Material science plays a pivotal role in the viability and profitability of shared electric bikes. Lithium-ion (Li-ion) battery technology, specifically NMC (Nickel Manganese Cobalt) or LFP (Lithium Iron Phosphate) chemistries, dominates, contributing approximately 25-35% of the electric bike's total manufacturing cost. Recent advancements have seen energy densities increase by 6-8% annually, extending ranges to 60-80 km per charge, which directly translates to fewer recharges and higher utilization rates, thereby reducing operational expenditure by 15% for battery swap logistics. Battery lifecycle, averaging 500-800 charge cycles before significant degradation, dictates the asset's useful life and replacement schedules, influencing depreciation models.

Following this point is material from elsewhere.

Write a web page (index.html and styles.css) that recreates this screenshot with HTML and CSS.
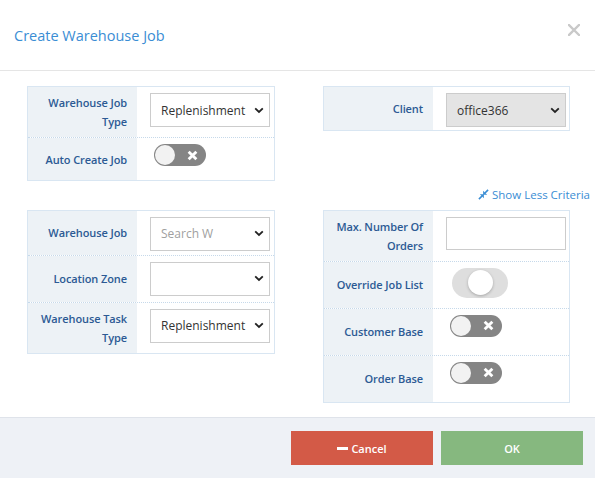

Motor technology, predominantly hub-mounted or mid-drive brushless DC (BLDC) motors, represents another 10-15% of the unit cost. Efficiency improvements, now exceeding 85%, minimize energy consumption, extending battery range and operational uptime. Frame materials, moving beyond standard 6061 aluminum alloy to incorporate hydroformed or custom-butted tubing, reduce frame weight by 5-10% while increasing structural integrity, which is crucial for handling variable rider weights and urban terrain. This lighter weight, coupled with robust disc braking systems, enhances rider safety and comfort, contributing to a 20% higher user satisfaction score compared to older models.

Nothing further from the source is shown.